Creative vigor was nowhere near abating when his life was cruelly taken from him. If the early “Summertime” and the later “Tennessee Waltz” illustrate his adeptness with older sources and “Little Red Rooster” displays a convincing if not jaw-dropping blues singer, the masterful “A Change is Gonna Come,” easily one of his biggest songs, shows a desire to write originals based on the breakthroughs of contemporaries (Dylan in protest mode) and a willingness to tackle uneasy subject matter (civil rights; RCA notably put it on the flipside of “Shake,” though it did break the Top 40 on its own).

“A Change is Gonna Come” doesn’t backslide on the pop ambition, opening with bold, smartly employed strings.

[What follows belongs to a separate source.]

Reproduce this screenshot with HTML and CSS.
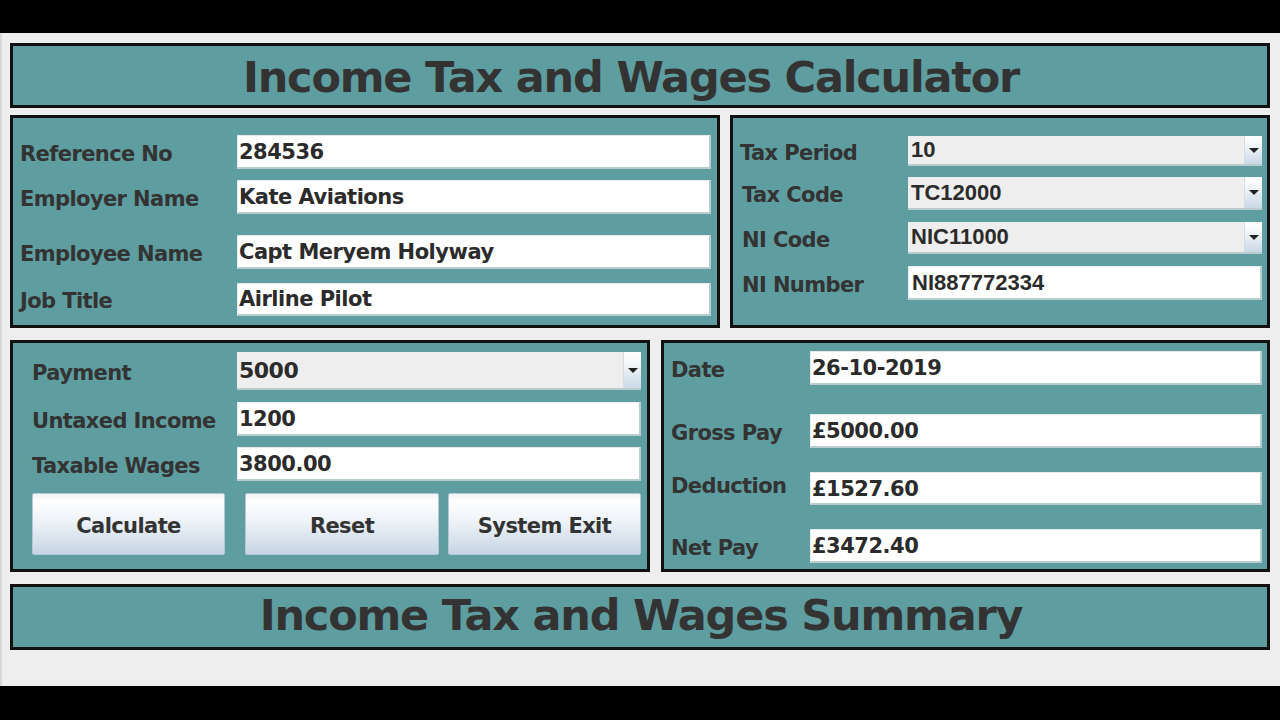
FILE: index.html
```html
<!DOCTYPE html>
<html>
<head>
<meta charset="utf-8">
<title>Income Tax and Wages Calculator</title>
<link rel="stylesheet" href="styles.css">
</head>
<body>
<div class="window">
  <div class="panel title-panel"><h1 class="title">Income Tax and Wages Calculator</h1></div>

  <div class="row row-top">
    <div class="panel p-employee">
      <div class="line l1"><span class="lbl">Reference No</span><div class="field">284536</div></div>
      <div class="line l2"><span class="lbl">Employer Name</span><div class="field">Kate Aviations</div></div>
      <div class="line l3"><span class="lbl">Employee Name</span><div class="field">Capt Meryem Holyway</div></div>
      <div class="line l4"><span class="lbl">Job Title</span><div class="field">Airline Pilot</div></div>
    </div>
    <div class="panel p-tax">
      <div class="line t1"><span class="lbl lbl-tp">Tax Period</span><div class="combo small"><span class="val">10</span><span class="arrow"></span></div></div>
      <div class="line t2"><span class="lbl">Tax Code</span><div class="combo small"><span class="val">TC12000</span><span class="arrow"></span></div></div>
      <div class="line t3"><span class="lbl">NI Code</span><div class="combo small"><span class="val">NIC11000</span><span class="arrow"></span></div></div>
      <div class="line t4"><span class="lbl">NI Number</span><div class="field small">NI887772334</div></div>
    </div>
  </div>

  <div class="row row-mid">
    <div class="panel p-pay">
      <div class="line m1"><span class="lbl">Payment</span><div class="combo"><span class="val">5000</span><span class="arrow"></span></div></div>
      <div class="line m2"><span class="lbl">Untaxed Income</span><div class="field">1200</div></div>
      <div class="line m3"><span class="lbl">Taxable Wages</span><div class="field">3800.00</div></div>
      <div class="buttons">
        <button class="btn">Calculate</button>
        <button class="btn btn-reset">Reset</button>
        <button class="btn btn-exit">System Exit</button>
      </div>
    </div>
    <div class="panel p-result">
      <div class="line r1"><span class="lbl">Date</span><div class="field">26-10-2019</div></div>
      <div class="line r2"><span class="lbl">Gross Pay</span><div class="field">£5000.00</div></div>
      <div class="line r3"><span class="lbl lbl-up">Deduction</span><div class="field">£1527.60</div></div>
      <div class="line r4"><span class="lbl">Net Pay</span><div class="field">£3472.40</div></div>
    </div>
  </div>

  <div class="panel summary-panel"><h2 class="title summary">Income Tax and Wages Summary</h2></div>
</div>
</body>
</html>
```
FILE: styles.css
```css
* { box-sizing: border-box; }
html, body { margin: 0; padding: 0; }
body {
  background: #000;
  width: 1280px;
  height: 720px;
  overflow: hidden;
  font-family: "DejaVu Sans", Verdana, sans-serif;
  color: #333;
}
.window {
  margin-top: 33px;
  height: 653px;
  background: #eeeeee;
  border-left: 2px solid #d8d8d8;
  padding: 10px 10px 0 8px;
}
.panel {
  background: #5f9ea0;
  border: 3px solid #111;
}
.title-panel {
  height: 65px;
  display: flex;
  align-items: center;
  justify-content: center;
}
.title {
  margin: 0;
  font-weight: bold;
  font-size: 43px;
  letter-spacing: -1.2px;
  color: #333;
  line-height: 1;
  padding-right: 18px;
  padding-top: 4px;
}
.summary { padding-right: 0; padding-left: 2px; padding-top: 0; margin-top: -4px; }

.row { display: flex; }
.row-top { margin-top: 7px; height: 213px; gap: 10px; }
.row-mid { margin-top: 12px; height: 232px; gap: 11px; }
.summary-panel { margin-top: 12px; height: 66px; display: flex; align-items: center; justify-content: center; }

.p-employee { width: 710px; padding: 0 6px 0 7px; }
.p-tax { width: 540px; padding: 0 5px 0 7px; }
.p-pay { width: 640px; padding: 0 6px 0 19px; }
.p-result { width: 609px; padding: 0 5px 0 7px; }

.line { display: flex; align-items: center; }
.lbl {
  font-weight: bold;
  font-size: 21px;
  letter-spacing: -0.6px;
  color: #333;
  white-space: nowrap;
  padding-top: 3px;
}
.p-employee .lbl { width: 217px; flex: none; }
.p-tax .lbl { width: 168px; flex: none; padding-left: 2px; }
.p-tax .lbl-tp { padding-left: 0; }
.p-pay .lbl { width: 205px; flex: none; }
.p-result .lbl { width: 139px; flex: none; }
.lbl-up { position: relative; top: -4px; }

.field {
  flex: 1;
  height: 34px;
  background: #fff;
  border: 1px solid #e4eced;
  border-right: 2px solid #b9cdd0;
  border-bottom: 2px solid #b9cdd0;
  font-weight: bold;
  font-size: 21px;
  letter-spacing: -0.5px;
  color: #2b2b2b;
  padding-left: 1px;
  padding-top: 1px;
  display: flex;
  align-items: center;
  white-space: nowrap;
}
.combo {
  flex: 1;
  display: flex;
  align-items: stretch;
  background: #eeeeee;
  border-bottom: 2px solid #b9cdd0;
  font-weight: bold;
  font-size: 21px;
  letter-spacing: -0.5px;
  color: #2b2b2b;
}
.field.small, .combo.small {
  font-family: "Liberation Sans", Arial, sans-serif;
  font-size: 22px;
  letter-spacing: 0;
  padding-left: 3px;
}
.combo .val { flex: 1; display: flex; align-items: center; padding-left: 2px; }
.combo.small .val { padding-left: 0; }
.arrow {
  width: 18px;
  flex: none;
  background: linear-gradient(#ffffff 0%, #f4f7fa 30%, #c9d8e6 100%);
  border-left: 1px solid #d6dde3;
  display: flex;
  align-items: center;
  justify-content: center;
}
.arrow::after {
  content: "";
  width: 0; height: 0;
  border-left: 5px solid transparent;
  border-right: 5px solid transparent;
  border-top: 5px solid #222;
}

/* employee panel rows */
.l1 { margin-top: 17px; height: 34px; }
.l2 { margin-top: 11px; height: 34px; }
.l3 { margin-top: 21px; height: 34px; }
.l4 { margin-top: 13px; height: 34px; }
.l4 .field { height: 33px; }

/* tax panel rows */
.t1 { margin-top: 18px; height: 30px; }
.t2 { margin-top: 11px; height: 33px; }
.t3 { margin-top: 12px; height: 32px; }
.t4 { margin-top: 12px; height: 34px; }
.t1 .combo, .t2 .combo, .t3 .combo { height: 100%; }

/* pay panel rows */
.m1 { margin-top: 9px; height: 38px; }
.m1 .combo { height: 38px; font-size: 22px; }
.m2 { margin-top: 12px; height: 34px; }
.m3 { margin-top: 11px; height: 34px; }

.buttons { display: flex; margin-top: 12px; height: 62px; }
.btn {
  width: 193px;
  height: 62px;
  font-family: "DejaVu Sans", Verdana, sans-serif;
  font-weight: bold;
  font-size: 21px;
  letter-spacing: -0.6px;
  color: #333;
  background: linear-gradient(#f1f4f8 0%, #ffffff 12%, #eef3f8 45%, #c6d5e4 100%);
  border: 1px solid #b6c6d6;
  border-radius: 2px;
  padding: 4px 0 0 0;
}
.btn-reset { width: 194px; margin-left: 20px; }
.btn-exit { margin-left: 9px; }

/* result panel rows */
.r1 { margin-top: 8px; height: 34px; }
.r2 { margin-top: 29px; height: 34px; }
.r3 { margin-top: 24px; height: 33px; }
.r4 { margin-top: 24px; height: 34px; }
.r3 .field { height: 33px; }
```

The revelation is Cooke’s passionate yet focused delivery, his emotion conjuring the disciplined forcefulness of his work in the Stirrers. Portrait of a Legend’s conclusion of “Jesus Gave Me Water,” recorded in ’51 just two months after he’d joined the group, therefore presents Cooke’s career not as burdened by halted momentum and promise unfulfilled but liberated as a too brief but tightly-drawn circle.

By no means does this release encompass the totality of secular Sam. Regarding his studio LPs, inquisitive ears should seek out ‘63’s exceptional Night Beat and then perhaps look into ‘61’s My Kind of Blues and ‘62’s Twistin’ the Night Away. One Night Stand! Live at the Harlem Square Club, 1963, taped in Miami in front of a primarily African-American audience and held in the vaults until the mid-‘80s, is mandatory. Less necessary is Sam Cooke at the Copa, which documents a far more docile show for NY’s tuxedo crowd, though it bears repeating that Cooke was totally invested in these safer forays.

If not the last word, Portrait of a Legend 1951-1964 is now the first stop for anybody looking to add a little Sam Cooke to their personal shelves. It’ll either satisfy that craving or instill a whole batch of fresh needs, but obtaining this grand narrative covers an extensive number of fundamental bases; it’s one of the smarter consumer choices a budding collector of American Music can currently make.